George was the closest thing I could get to true male company. I had straight guy friends in high school and college, but it was never the same thing. It must be because I had formed a slight infatuation over him, and it clouded any sort of comparison. Around George, I never felt judged. He acknowledged who I was, and respected my decisions. Not once did he exhibit any sort of apprehension in his dealings. Like I said, he knew where and when to stop, and always managed to steer clear of personal entanglements.
Later on, he could not escape his own life’s complications, which he faced, but in my opinion, simply evaded. When I knew him, and I hope to god it was truly him that I knew, George was straightforward in his approach to life. I never met anyone else who had such an oversimplified system to operate upon in a reality so inevitably chaotic. And maybe that’s why facing a challenge for him, was evading it, for me.
Almost two years of working together puts a strain on you. You spend more waking hours with your colleagues than your family and matters are bound to change. We were like tectonic plates. People are like tectonic plates. You get too close and the edges grind, push, shove, and in the end, break apart as you succumb to pressure. There was no break up or fall out. We never were a couple in the first place. I entertained such ideas but it was an impossibility which left my thoughts to rot in futility.
He was ready to settle down with his lovely partner, and they were expecting. And when his first child arrived, it was enough reason for me to disincline from my fantasies.
George as a father was beautiful thing. So much joy poured out of his body. So much life and vigor. He exuded a fatherly worry that made him even more awkward. He was funnier with a son to support and work hard for. He was made more charming, and the steps he took were lighter by the second.
You either grow together or grow apart. Isn’t that what they say? To be honest, I never believed people could grow together. My parents did but their marriage was more the exception to the rule than the trend. It’s so easy to please people these days. But it’s even easier to disappoint them.
I made the mistake of putting George in a pedestal, almost exalting him as a man who could do no wrong. Caught up in the trappings of the working world, the objective view of life – and of people – was blurred. When he took that wrong step, when he finally imploded in my eyes, it tore me to have created a caricature of him, where he was all too extreme, all too comical, and all too fictitious. The sentiments, however, were not.
My old journal would always beg to differ. The words may not mean the same now, but when I wrote them, and when he read a select few, it was the genuine article. Possessed by misguide emotions, I wrote about him, for him, to him, with a ferocity which since then, I had never been able to tap again.
And we were only just friends.
I haven’t seen George in months. I moved on with my professional life, while he looked for and found ways to cope with his own setbacks. He lost his job, he lost his partner, and he lost his son. I could not bring myself to offer any consolation when I learned about what happened to him. I self-righteously told myself it was his fault anyway. If only he took life a little more seriously, he would have seen the cracks that were creeping in. I saw those fault lines. But I never warned him. I was too embarrassingly infatuated, too much in love with my ideas, too caught up with our vanities. I fed his ego, as he fed my fantasies. In hindsight, he was simply fodder for my writing. And I was too proud to save the ego which fed mine.

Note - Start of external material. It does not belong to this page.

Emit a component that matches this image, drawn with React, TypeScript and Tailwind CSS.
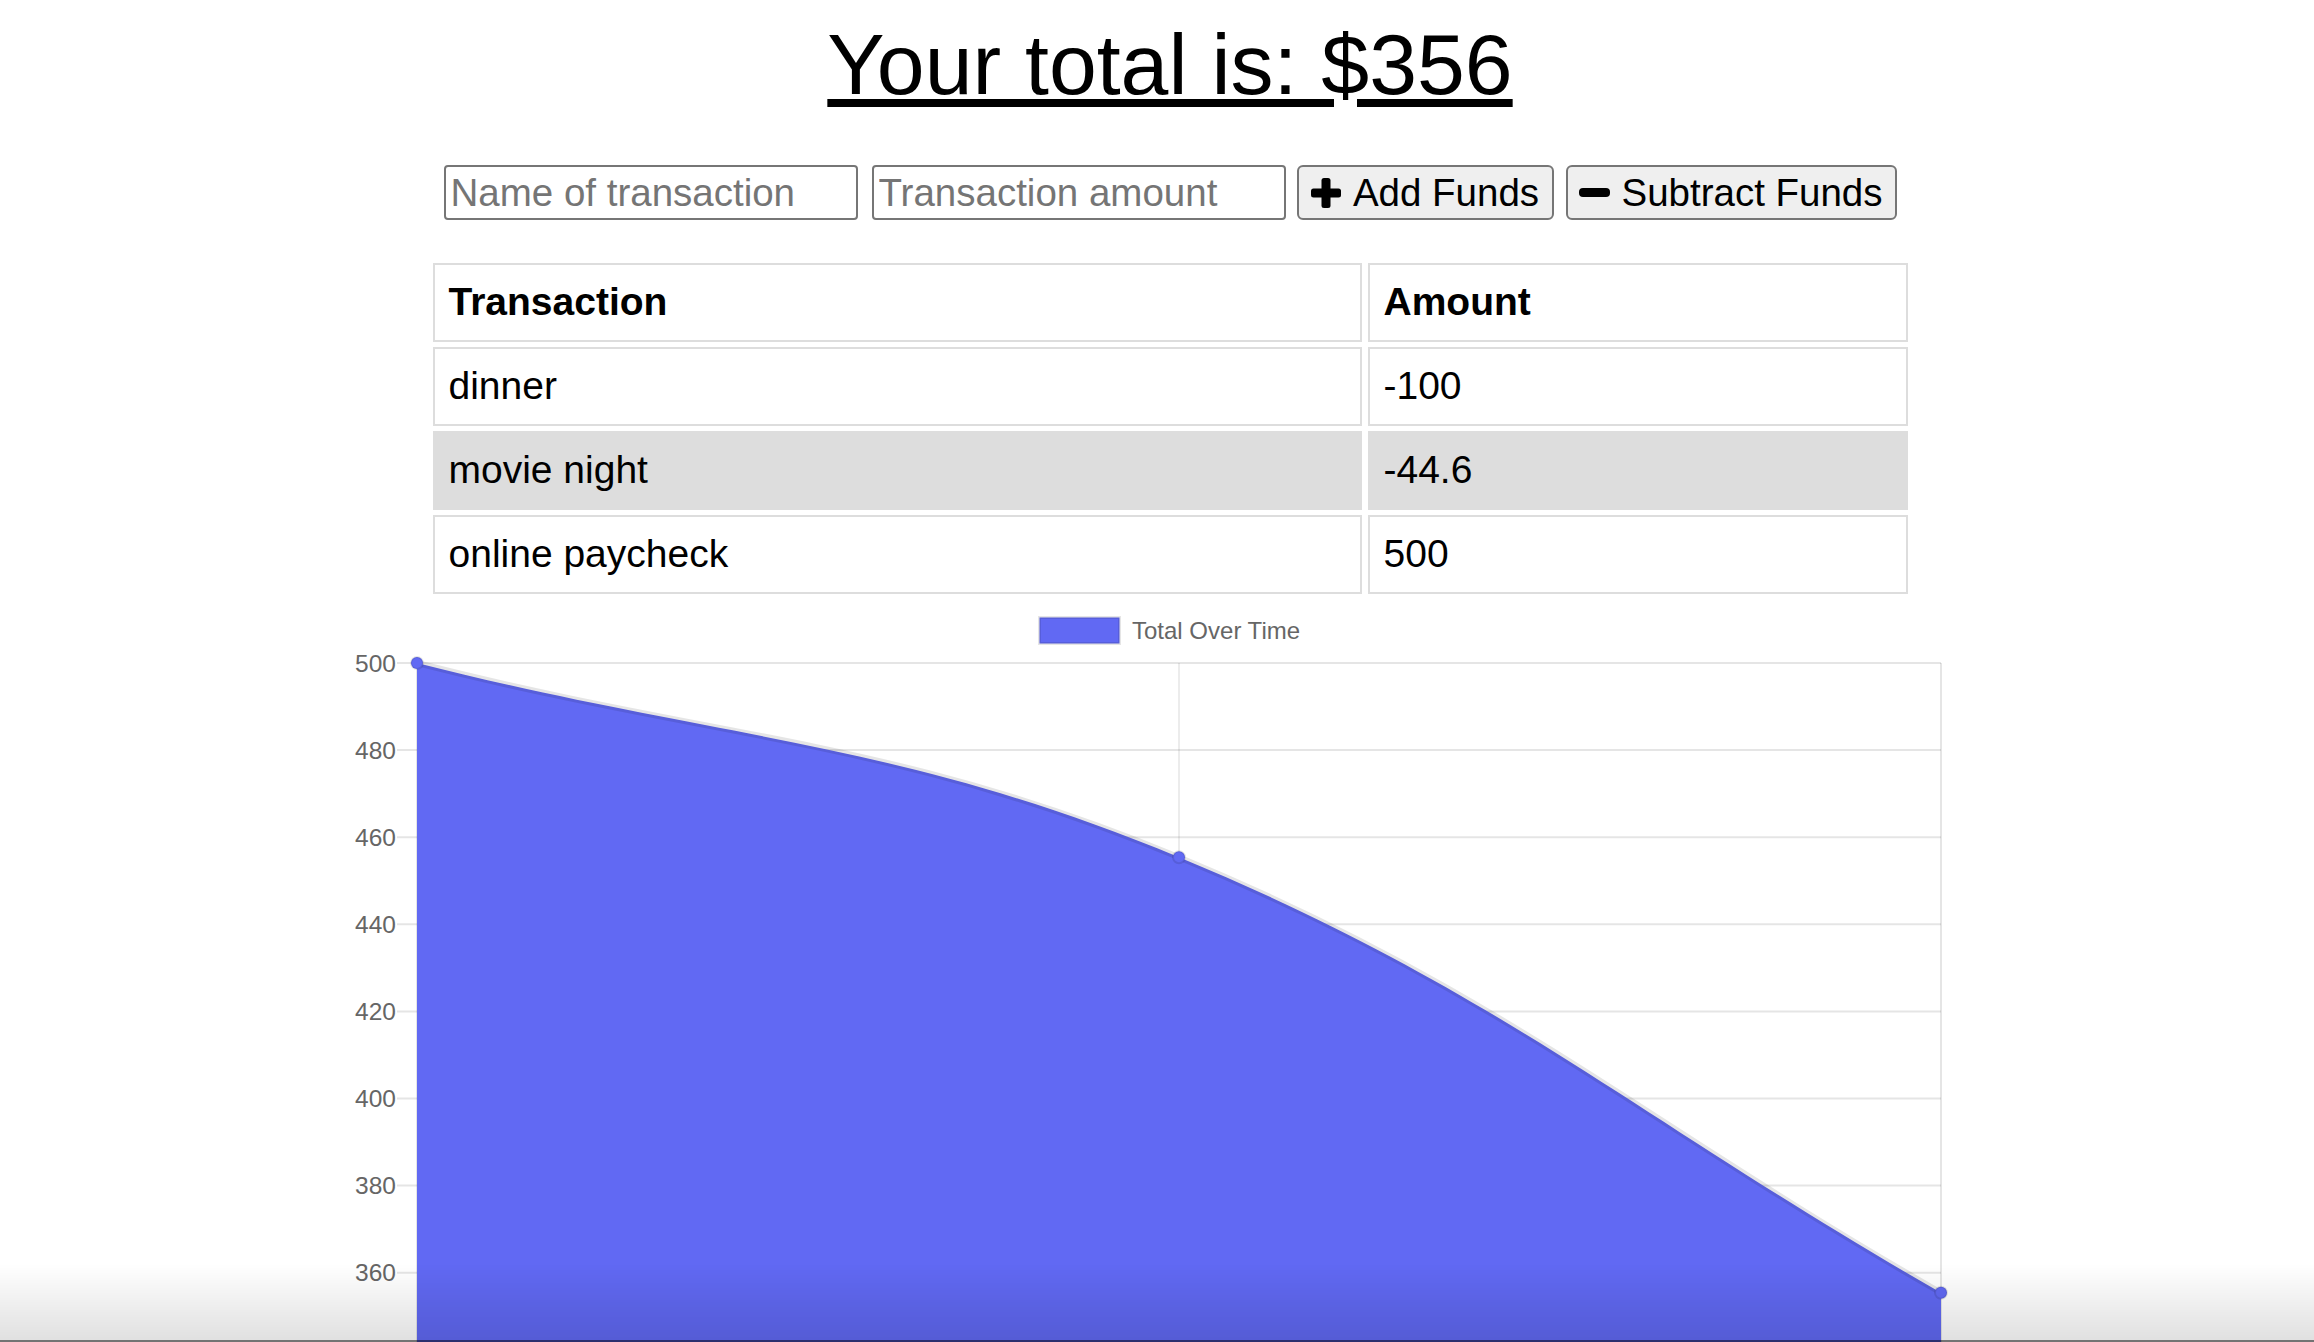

We still talk. But one cannot help feeling all is lost. We could still see each other, have a drink with our friends, talk in person again, exchange stories, and go home feeling everything has been restored. I could still poke fun at his favorite blue sweater. Or if I’m brave enough, play his domestic woes lightly. But is life really that simple?
I’ve seen the repercussions of believing life is short enough it affords you to be reckless. Too many cautionary tales have ended up as evening conversations, even the ones I shared with George. I’m not keen to adhere to his philosophies. He likes things simple but always ends up with the complicated. He seems oblivious to the signs. I fear I’m more practical than what he thought I was, and what I believed I used to be. I fear his dewy eyes just cannot see past what the present could be.